-- PROBLEM DETAILS --
Below is a set of records. Repeat all of them exactly.
-- -- --
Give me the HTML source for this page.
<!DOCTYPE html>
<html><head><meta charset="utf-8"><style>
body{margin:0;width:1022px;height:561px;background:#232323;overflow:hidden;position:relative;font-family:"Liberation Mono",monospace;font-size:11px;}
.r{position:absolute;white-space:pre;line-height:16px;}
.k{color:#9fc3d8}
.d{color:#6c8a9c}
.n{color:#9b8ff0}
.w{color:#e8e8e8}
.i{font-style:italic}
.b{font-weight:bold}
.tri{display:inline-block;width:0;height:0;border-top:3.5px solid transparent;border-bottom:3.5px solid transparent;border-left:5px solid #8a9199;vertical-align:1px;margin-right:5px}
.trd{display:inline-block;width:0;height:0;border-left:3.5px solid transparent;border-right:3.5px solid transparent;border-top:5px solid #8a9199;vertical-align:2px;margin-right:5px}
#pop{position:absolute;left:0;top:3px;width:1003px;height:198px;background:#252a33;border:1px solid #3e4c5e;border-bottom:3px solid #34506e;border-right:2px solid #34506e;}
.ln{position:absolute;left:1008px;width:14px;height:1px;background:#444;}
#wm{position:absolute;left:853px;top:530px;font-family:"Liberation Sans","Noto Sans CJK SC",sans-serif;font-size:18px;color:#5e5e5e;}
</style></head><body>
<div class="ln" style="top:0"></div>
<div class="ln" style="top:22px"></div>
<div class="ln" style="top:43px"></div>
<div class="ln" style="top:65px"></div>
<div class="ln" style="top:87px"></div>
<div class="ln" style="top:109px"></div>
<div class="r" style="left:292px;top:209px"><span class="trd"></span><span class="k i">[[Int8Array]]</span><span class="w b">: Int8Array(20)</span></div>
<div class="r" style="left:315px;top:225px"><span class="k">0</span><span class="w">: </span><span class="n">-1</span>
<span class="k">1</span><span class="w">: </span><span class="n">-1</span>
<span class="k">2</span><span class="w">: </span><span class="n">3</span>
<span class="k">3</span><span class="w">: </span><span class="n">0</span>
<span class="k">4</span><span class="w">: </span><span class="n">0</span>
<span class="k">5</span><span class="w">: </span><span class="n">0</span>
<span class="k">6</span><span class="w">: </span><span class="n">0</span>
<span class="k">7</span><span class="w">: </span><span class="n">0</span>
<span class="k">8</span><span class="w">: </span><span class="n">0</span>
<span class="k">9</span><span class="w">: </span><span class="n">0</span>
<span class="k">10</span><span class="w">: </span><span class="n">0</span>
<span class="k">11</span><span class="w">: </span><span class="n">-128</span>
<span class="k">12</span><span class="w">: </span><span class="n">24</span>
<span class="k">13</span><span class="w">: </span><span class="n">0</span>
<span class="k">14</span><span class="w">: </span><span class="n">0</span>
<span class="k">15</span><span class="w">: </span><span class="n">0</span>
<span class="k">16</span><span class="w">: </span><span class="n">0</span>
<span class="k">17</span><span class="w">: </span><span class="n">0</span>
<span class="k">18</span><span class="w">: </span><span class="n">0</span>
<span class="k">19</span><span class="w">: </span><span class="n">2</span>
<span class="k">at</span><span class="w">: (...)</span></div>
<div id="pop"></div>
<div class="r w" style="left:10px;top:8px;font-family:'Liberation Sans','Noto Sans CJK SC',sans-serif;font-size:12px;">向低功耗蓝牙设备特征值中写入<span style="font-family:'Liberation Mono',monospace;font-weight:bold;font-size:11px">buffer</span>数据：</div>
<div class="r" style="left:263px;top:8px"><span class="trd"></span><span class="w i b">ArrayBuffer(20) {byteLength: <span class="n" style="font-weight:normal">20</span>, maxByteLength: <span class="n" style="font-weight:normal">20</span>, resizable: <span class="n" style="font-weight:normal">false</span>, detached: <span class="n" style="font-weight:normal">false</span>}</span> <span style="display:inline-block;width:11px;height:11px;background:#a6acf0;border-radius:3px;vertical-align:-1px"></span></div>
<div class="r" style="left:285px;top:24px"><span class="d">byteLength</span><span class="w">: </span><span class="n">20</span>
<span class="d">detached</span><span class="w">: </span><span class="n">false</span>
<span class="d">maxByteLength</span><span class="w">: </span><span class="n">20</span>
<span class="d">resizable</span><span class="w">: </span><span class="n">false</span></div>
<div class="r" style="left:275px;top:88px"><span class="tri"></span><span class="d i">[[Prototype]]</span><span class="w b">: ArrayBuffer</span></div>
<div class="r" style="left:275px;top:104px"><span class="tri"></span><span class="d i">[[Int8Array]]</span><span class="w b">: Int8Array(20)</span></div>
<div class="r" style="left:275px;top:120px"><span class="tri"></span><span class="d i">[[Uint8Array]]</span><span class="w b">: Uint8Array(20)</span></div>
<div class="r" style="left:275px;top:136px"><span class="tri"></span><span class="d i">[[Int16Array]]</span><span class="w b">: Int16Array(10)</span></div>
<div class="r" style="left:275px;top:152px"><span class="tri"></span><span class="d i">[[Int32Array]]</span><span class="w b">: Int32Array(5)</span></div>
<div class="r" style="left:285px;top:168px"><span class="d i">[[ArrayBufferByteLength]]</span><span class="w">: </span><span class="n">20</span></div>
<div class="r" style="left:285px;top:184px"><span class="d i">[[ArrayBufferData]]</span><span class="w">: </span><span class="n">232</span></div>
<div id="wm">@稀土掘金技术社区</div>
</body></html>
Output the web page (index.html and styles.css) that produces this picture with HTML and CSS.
-- -- --
-- TASK RESULT --
Give me the HTML source for this page.
<!DOCTYPE html>
<html><head><meta charset="utf-8"><style>
body{margin:0;width:1022px;height:561px;background:#232323;overflow:hidden;position:relative;font-family:"Liberation Mono",monospace;font-size:11px;}
.r{position:absolute;white-space:pre;line-height:16px;}
.k{color:#9fc3d8}
.d{color:#6c8a9c}
.n{color:#9b8ff0}
.w{color:#e8e8e8}
.i{font-style:italic}
.b{font-weight:bold}
.tri{display:inline-block;width:0;height:0;border-top:3.5px solid transparent;border-bottom:3.5px solid transparent;border-left:5px solid #8a9199;vertical-align:1px;margin-right:5px}
.trd{display:inline-block;width:0;height:0;border-left:3.5px solid transparent;border-right:3.5px solid transparent;border-top:5px solid #8a9199;vertical-align:2px;margin-right:5px}
#pop{position:absolute;left:0;top:3px;width:1003px;height:198px;background:#252a33;border:1px solid #3e4c5e;border-bottom:3px solid #34506e;border-right:2px solid #34506e;}
.ln{position:absolute;left:1008px;width:14px;height:1px;background:#444;}
#wm{position:absolute;left:853px;top:530px;font-family:"Liberation Sans","Noto Sans CJK SC",sans-serif;font-size:18px;color:#5e5e5e;}
</style></head><body>
<div class="ln" style="top:0"></div>
<div class="ln" style="top:22px"></div>
<div class="ln" style="top:43px"></div>
<div class="ln" style="top:65px"></div>
<div class="ln" style="top:87px"></div>
<div class="ln" style="top:109px"></div>
<div class="r" style="left:292px;top:209px"><span class="trd"></span><span class="k i">[[Int8Array]]</span><span class="w b">: Int8Array(20)</span></div>
<div class="r" style="left:315px;top:225px"><span class="k">0</span><span class="w">: </span><span class="n">-1</span>
<span class="k">1</span><span class="w">: </span><span class="n">-1</span>
<span class="k">2</span><span class="w">: </span><span class="n">3</span>
<span class="k">3</span><span class="w">: </span><span class="n">0</span>
<span class="k">4</span><span class="w">: </span><span class="n">0</span>
<span class="k">5</span><span class="w">: </span><span class="n">0</span>
<span class="k">6</span><span class="w">: </span><span class="n">0</span>
<span class="k">7</span><span class="w">: </span><span class="n">0</span>
<span class="k">8</span><span class="w">: </span><span class="n">0</span>
<span class="k">9</span><span class="w">: </span><span class="n">0</span>
<span class="k">10</span><span class="w">: </span><span class="n">0</span>
<span class="k">11</span><span class="w">: </span><span class="n">-128</span>
<span class="k">12</span><span class="w">: </span><span class="n">24</span>
<span class="k">13</span><span class="w">: </span><span class="n">0</span>
<span class="k">14</span><span class="w">: </span><span class="n">0</span>
<span class="k">15</span><span class="w">: </span><span class="n">0</span>
<span class="k">16</span><span class="w">: </span><span class="n">0</span>
<span class="k">17</span><span class="w">: </span><span class="n">0</span>
<span class="k">18</span><span class="w">: </span><span class="n">0</span>
<span class="k">19</span><span class="w">: </span><span class="n">2</span>
<span class="k">at</span><span class="w">: (...)</span></div>
<div id="pop"></div>
<div class="r w" style="left:10px;top:8px;font-family:'Liberation Sans','Noto Sans CJK SC',sans-serif;font-size:12px;">向低功耗蓝牙设备特征值中写入<span style="font-family:'Liberation Mono',monospace;font-weight:bold;font-size:11px">buffer</span>数据：</div>
<div class="r" style="left:263px;top:8px"><span class="trd"></span><span class="w i b">ArrayBuffer(20) {byteLength: <span class="n" style="font-weight:normal">20</span>, maxByteLength: <span class="n" style="font-weight:normal">20</span>, resizable: <span class="n" style="font-weight:normal">false</span>, detached: <span class="n" style="font-weight:normal">false</span>}</span> <span style="display:inline-block;width:11px;height:11px;background:#a6acf0;border-radius:3px;vertical-align:-1px"></span></div>
<div class="r" style="left:285px;top:24px"><span class="d">byteLength</span><span class="w">: </span><span class="n">20</span>
<span class="d">detached</span><span class="w">: </span><span class="n">false</span>
<span class="d">maxByteLength</span><span class="w">: </span><span class="n">20</span>
<span class="d">resizable</span><span class="w">: </span><span class="n">false</span></div>
<div class="r" style="left:275px;top:88px"><span class="tri"></span><span class="d i">[[Prototype]]</span><span class="w b">: ArrayBuffer</span></div>
<div class="r" style="left:275px;top:104px"><span class="tri"></span><span class="d i">[[Int8Array]]</span><span class="w b">: Int8Array(20)</span></div>
<div class="r" style="left:275px;top:120px"><span class="tri"></span><span class="d i">[[Uint8Array]]</span><span class="w b">: Uint8Array(20)</span></div>
<div class="r" style="left:275px;top:136px"><span class="tri"></span><span class="d i">[[Int16Array]]</span><span class="w b">: Int16Array(10)</span></div>
<div class="r" style="left:275px;top:152px"><span class="tri"></span><span class="d i">[[Int32Array]]</span><span class="w b">: Int32Array(5)</span></div>
<div class="r" style="left:285px;top:168px"><span class="d i">[[ArrayBufferByteLength]]</span><span class="w">: </span><span class="n">20</span></div>
<div class="r" style="left:285px;top:184px"><span class="d i">[[ArrayBufferData]]</span><span class="w">: </span><span class="n">232</span></div>
<div id="wm">@稀土掘金技术社区</div>
</body></html>
Output the web page (index.html and styles.css) that produces this picture with HTML and CSS.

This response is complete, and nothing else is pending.